Take the toe post — that tiny Y-shaped bridge between the big and second toes. Its geometry must balance three forces: tension (from foot splay), compression (from downward pressure), and shear (from lateral toe drag). Too thin? It snaps at 120–150 cycles. Too thick? It chafes — causing blister complaints that spike return rates by up to 37% (2023 Footwear Returns Benchmark, Euromonitor).

That’s why top-tier factories now use CNC shoe lasting rigs calibrated to ±0.15 mm tolerances for post placement — not manual jigs. And why leading brands like Reef and Sanuk mandate PU foaming with 22–25 Shore A hardness for post resilience, not generic EVA.

Core Construction Methods: What’s Behind the Sole (and Why It Counts)

Most buyers assume ‘EVA’ means ‘good enough’. But EVA is just a polymer family — like saying ‘steel’ without specifying grade. In men's slip on flip flops, construction method dictates durability, cost, and compliance risk. Here’s how the big four compare:

Injection Molding (Dominant for Mid-Tier Brands)

  • Process: Molten TPU or PVC injected into cooled steel molds under 120–180 bar pressure
  • Pros: High repeatability; seamless toe post/sole integration; ideal for complex tread patterns (e.g., multi-directional lugs meeting EN ISO 13287 Class 2)
  • Cons: High mold cost ($18K–$32K per size set); minimum order quantity (MOQ) typically ≥10,000 pairs; longer lead times (12–16 weeks for tooling)

Vulcanization (Premium Heritage & Eco-Focused Lines)

  • Process: Natural rubber sheets layered over lasts, then cured at 140°C under steam pressure for 25–40 minutes
  • Pros: Superior grip (natural rubber achieves >0.45 coefficient on wet ceramic per EN ISO 13287); biodegradable; REACH-compliant without additives
  • Cons: Labor-intensive; shrinkage variance ±1.2%; limited color consistency; requires dedicated rubber compound labs

Cemented Construction (Budget & Fast-Fashion)

  • Process: Pre-molded EVA or PU soles bonded to fabric or synthetic uppers using solvent-based adhesives (often SBR or polyurethane)
  • Pros: Lowest MOQ (3,000–5,000 pairs); fastest turnaround (6–8 weeks); lowest unit cost ($1.80–$3.40 FOB Vietnam)
  • Cons: Adhesive failure common above 35°C storage; fails CPSIA phthalate screening if low-grade glue used; bond strength rarely exceeds 2.8 N/mm (vs. 4.2+ N/mm for injection)

3D Printing Footwear (Emerging for Prototypes & Limited Runs)

  • Process: Selective laser sintering (SLS) of TPU powders layer-by-layer; no molds needed
  • Pros: Zero tooling cost; ultra-fast iteration (design → sample in 72 hours); perfect for custom arch support mapping
  • Cons: Unit cost still $14–$22/pair; surface finish requires post-processing; not yet scalable beyond 500 pairs/batch

Material Breakdown: From Toe Post to Outsole

Never specify ‘EVA’ alone.
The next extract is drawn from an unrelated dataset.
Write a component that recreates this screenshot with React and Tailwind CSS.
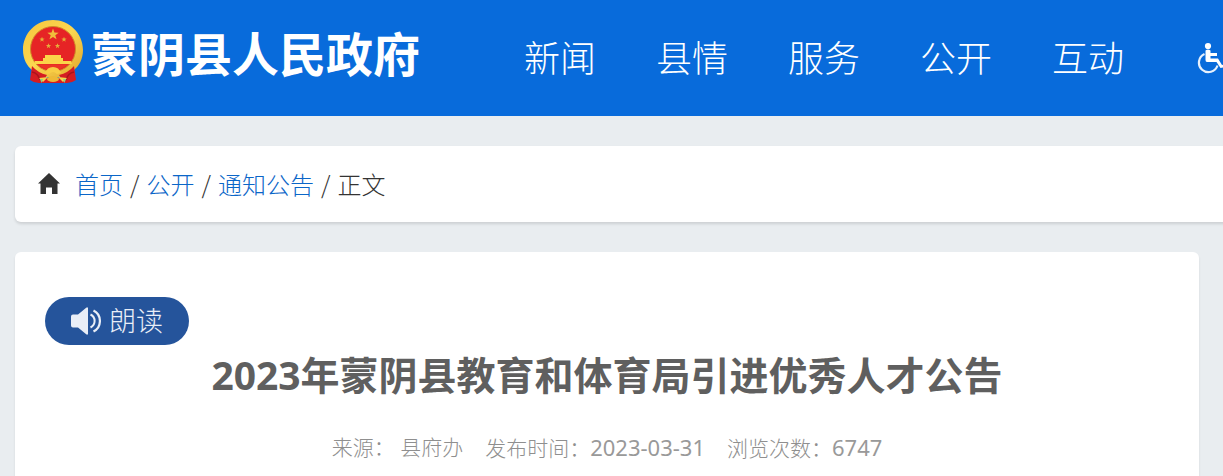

Always define density, hardness, and formulation. Below are factory-proven specs for reliable men's slip on flip flops:

  • Toe Post: PU foaming (23±1 Shore A), 11.5–12.2 mm diameter, cross-linked with MDI catalyst — withstands 250+ flex cycles before micro-cracking
  • Insole: Dual-density EVA: 28 Shore A top layer (cushioning), 45 Shore A base layer (stability); 4.2 mm total thickness; includes antimicrobial treatment (Silver Ion or ZPTech)
  • Outsole: TPU (55–60 Shore D) for abrasion resistance; 12.5 mm heel-to-toe drop; 2.3 mm lug depth; EN ISO 13287 Class 2 certified
  • Upper Straps: Nylon webbing (840D) with silicone coating for UV resistance; or recycled PET (rPET) yarn with 300+ UV index rating

Crucially, avoid ‘generic rubber’ outsoles. They often contain reclaimed tire crumb — banned under REACH Annex XVII for PAH content (>1 mg/kg). Last year, EU customs rejected 11,400 cartons of flip flops from Indonesia due to benz(a)anthracene levels at 2.8 mg/kg.

Compliance & Certification: Non-Negotiables You Can’t Skip

Unlike safety boots (ISO 20345) or children’s footwear (CPSIA), men's slip on flip flops fall under general product safety frameworks — but that doesn’t mean lower scrutiny. In fact, they’re high-risk for recalls due to slip hazards and chemical exposure.

Key Standards by Region

  • EU: REACH SVHC screening (197 substances), EN ISO 13287 (slip resistance), EN 71-3 (migration of heavy metals in accessible parts)
  • USA: ASTM F2913-22 (performance requirements), CPSIA Section 108 (phthalates limit: ≤0.1% in any accessible plasticized part), FTC labeling rules (fiber content, country of origin)
  • Canada: SOR/2011-17 (Consumer Product Safety Act), mandatory bilingual labeling (English/French)

Here’s what gets overlooked: The toe post is considered an ‘accessible part’ under CPSIA. If it contains DEHP or DBP (common plasticizers in cheap PVC), your entire shipment is detainable. Always require full SDS and third-party lab reports — not just supplier declarations.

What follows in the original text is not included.